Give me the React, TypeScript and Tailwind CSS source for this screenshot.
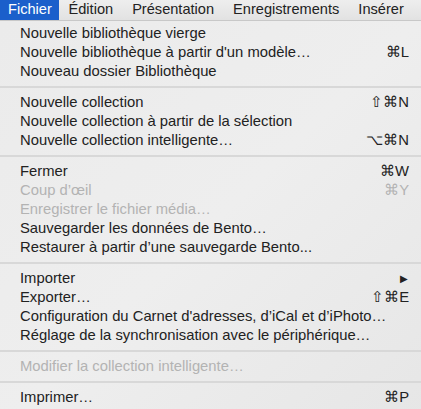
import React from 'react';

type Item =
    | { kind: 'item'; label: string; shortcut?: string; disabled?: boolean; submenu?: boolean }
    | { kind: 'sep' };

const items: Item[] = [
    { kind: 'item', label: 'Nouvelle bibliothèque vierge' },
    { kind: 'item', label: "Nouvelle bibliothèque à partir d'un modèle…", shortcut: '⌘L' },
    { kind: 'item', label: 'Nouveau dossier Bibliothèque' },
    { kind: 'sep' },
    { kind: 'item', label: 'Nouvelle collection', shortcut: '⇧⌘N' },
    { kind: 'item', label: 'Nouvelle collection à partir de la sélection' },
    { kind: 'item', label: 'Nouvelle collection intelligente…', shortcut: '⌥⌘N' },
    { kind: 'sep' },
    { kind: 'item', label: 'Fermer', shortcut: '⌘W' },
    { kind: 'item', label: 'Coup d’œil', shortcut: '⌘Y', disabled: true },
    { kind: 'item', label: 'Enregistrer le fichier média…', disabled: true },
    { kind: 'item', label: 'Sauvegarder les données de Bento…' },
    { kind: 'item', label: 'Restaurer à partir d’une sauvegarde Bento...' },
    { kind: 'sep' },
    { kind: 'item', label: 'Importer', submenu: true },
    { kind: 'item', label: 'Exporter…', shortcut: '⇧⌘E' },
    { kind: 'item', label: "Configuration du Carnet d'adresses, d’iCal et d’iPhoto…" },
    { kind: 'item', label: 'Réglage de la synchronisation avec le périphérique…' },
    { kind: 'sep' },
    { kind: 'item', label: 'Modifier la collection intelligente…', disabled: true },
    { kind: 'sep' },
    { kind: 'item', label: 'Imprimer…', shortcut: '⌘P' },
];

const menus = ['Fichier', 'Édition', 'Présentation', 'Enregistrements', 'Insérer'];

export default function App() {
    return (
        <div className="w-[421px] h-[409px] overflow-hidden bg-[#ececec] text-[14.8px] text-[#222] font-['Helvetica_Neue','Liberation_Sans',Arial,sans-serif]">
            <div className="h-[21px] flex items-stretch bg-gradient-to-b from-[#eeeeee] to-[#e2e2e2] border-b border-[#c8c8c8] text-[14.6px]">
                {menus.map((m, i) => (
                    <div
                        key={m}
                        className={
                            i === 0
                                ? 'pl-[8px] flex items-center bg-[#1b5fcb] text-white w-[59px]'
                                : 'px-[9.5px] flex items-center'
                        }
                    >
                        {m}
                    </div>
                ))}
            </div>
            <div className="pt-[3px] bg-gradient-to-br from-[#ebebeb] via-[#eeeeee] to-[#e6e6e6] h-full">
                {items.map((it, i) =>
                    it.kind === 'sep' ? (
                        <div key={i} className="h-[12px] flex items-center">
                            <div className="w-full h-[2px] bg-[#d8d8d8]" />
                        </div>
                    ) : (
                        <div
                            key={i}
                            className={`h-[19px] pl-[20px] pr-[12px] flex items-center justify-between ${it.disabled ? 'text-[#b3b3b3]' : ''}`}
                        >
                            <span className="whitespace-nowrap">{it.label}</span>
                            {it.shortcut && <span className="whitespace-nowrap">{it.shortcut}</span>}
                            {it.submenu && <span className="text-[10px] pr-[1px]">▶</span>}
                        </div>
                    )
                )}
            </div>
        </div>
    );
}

= = = =

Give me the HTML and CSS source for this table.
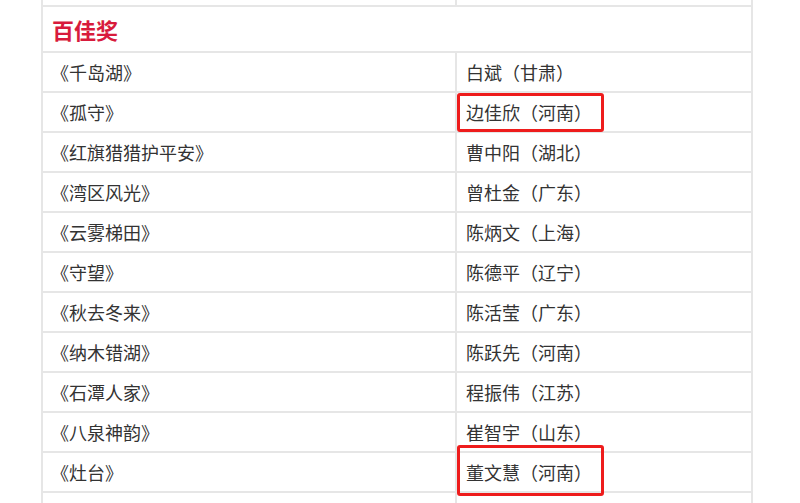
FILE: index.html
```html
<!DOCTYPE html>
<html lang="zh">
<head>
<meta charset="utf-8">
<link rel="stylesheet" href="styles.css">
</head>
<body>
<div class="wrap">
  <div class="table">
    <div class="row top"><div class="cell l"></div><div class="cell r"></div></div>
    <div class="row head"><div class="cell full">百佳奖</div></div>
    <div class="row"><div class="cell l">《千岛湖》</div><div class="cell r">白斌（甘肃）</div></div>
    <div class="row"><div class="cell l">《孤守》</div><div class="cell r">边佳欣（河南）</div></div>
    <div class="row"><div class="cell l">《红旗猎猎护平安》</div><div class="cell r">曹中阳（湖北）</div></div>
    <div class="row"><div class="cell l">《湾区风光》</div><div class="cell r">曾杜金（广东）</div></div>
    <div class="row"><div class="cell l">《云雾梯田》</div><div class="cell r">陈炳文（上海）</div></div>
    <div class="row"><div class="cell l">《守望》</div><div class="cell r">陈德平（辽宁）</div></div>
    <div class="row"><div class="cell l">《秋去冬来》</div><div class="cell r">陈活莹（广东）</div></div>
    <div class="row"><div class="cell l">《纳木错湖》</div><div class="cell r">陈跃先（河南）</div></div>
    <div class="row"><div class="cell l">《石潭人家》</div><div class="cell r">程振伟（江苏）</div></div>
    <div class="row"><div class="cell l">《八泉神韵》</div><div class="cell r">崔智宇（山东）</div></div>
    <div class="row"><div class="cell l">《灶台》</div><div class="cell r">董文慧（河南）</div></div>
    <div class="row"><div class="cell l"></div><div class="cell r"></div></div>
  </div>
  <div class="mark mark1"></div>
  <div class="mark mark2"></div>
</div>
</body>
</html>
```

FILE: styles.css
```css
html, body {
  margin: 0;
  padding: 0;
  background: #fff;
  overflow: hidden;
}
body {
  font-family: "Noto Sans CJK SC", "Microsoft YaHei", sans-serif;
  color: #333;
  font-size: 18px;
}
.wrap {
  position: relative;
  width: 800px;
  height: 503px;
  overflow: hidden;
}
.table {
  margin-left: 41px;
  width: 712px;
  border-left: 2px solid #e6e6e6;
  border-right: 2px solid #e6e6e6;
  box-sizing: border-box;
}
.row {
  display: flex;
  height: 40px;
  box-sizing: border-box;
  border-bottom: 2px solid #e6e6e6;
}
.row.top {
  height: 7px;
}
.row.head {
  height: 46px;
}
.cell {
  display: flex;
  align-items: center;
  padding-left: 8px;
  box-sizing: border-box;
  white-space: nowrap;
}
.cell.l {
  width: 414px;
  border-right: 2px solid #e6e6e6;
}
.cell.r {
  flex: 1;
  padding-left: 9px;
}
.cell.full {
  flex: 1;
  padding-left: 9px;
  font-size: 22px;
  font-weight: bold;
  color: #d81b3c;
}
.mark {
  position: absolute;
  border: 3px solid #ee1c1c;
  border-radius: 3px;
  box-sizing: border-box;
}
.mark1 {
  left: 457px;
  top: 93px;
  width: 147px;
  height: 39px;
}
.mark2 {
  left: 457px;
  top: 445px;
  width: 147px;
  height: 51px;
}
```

= = = =

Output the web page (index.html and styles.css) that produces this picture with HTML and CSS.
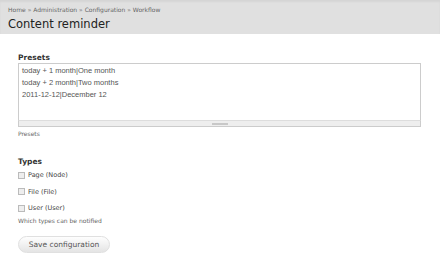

= = = =

_Written instruction_
Review the preceding data and report every line that includes the string "index".

_Complete response_
FILE: index.html
Output the web page (index.html and styles.css) that produces this picture with HTML and CSS.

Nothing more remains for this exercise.